Orion Drift’s Driftball arena

Scale Your World to Match Player Ambitions

The success of Gorilla Tag taught the team that player demand should drive platform scale. “One of the most frequent bits of community feedback we hear is to increase the player count from 10 per server in Gorilla Tag,” said Hamel. “Given the opportunity to create a whole new world and game without Gorilla Tag’s constraints, we wanted to scale that up.”
With Orion Drift, Hamel explained how that goal became concrete. “A living, breathing world of 200 players per station is our goal. We’re well on our way, with the current 75 players per station.”
The desire to scale began with their community roots. “We showed up at the Echo VR Sunset Cup and hosted a party to validate the idea of throwing our hat in the ring,” said Hamel. “The response was overwhelming.” That feedback led to a second event in Las Vegas, where passionate Echo VR community members got to test an early build of what was then known as A2. “Those face-to-face playtests helped confirm we were building something worth continuing.”
Orion Drift’s Spark’s Supplies

Embrace Physicality and Build for Movement

Embodied movement is at the heart of Another Axiom’s games. “Step 1 was to get hand-based locomotion playtestable ASAP,” said Hamel. But that required overcoming real constraints, like translating soft-body physics from Echo VR into Unity’s rigid-body system.
To solve that, the team built custom server tools that allowed real-time, in-headset iteration. “We could meet inside the game, tweak mechanics and feel the changes immediately without removing our headsets or dropping out of multiplayer,” said Hamel.
An internal game jam led to one of Orion Drift’s most ambitious systems: The Orion Ring, a massive circular rail that enables fast travel between districts and supports zero G and low G environments. “Accepting that our MVP needed to accommodate multiple kinds of gravity and was kind of crazy in terms of scope was an enormous step,” said Hamel.
Once again, community validation also reinforced their core design values. “Feedback helped us believe that our axioms—hand-based locomotion, plausible alternate reality and social togetherness—are the right foundation for XR games,” said Hamel.

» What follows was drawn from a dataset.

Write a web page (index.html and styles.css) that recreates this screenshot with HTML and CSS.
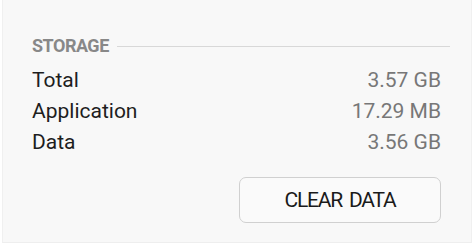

Let the Community Shape the Roadmap

Orion Drift is built to evolve one match, fleet and player suggestion at a time. For Another Axiom, players aren’t just participants, they’re partners. “[Each] fleet is an opportunity to tweak rules, organize matches or host their own special events,” said Lipo. “We are actively refining Driftball, building new arenas and working to get players into great matches while still keeping it easy for anyone to drop in, play and watch.”
That same spirit of ongoing improvement applies to Scraprun, Orion Drift’s obstacle course mode. “One of the events players should keep an eye on is Scraprun,” said Lipo. “We’re working on a big update with new courses, new traps and more robot mayhem.”
Orion Drift’s Scraprun

Start with what Players Care About

Released in invite-only early access in October 2024, Orion Drift has already amassed over 4.6K reviews on the Meta Horizon Store. The excitement from its early player community makes it clear that what Another Axiom got right with Gorilla Tag wasn’t a fluke, and can be repeated.
While Orion Drift is more ambitious and complex than anything the studio has built before, its guiding principle is simple: “Start with what players care about,” said Hamel. “Then build the world around them.”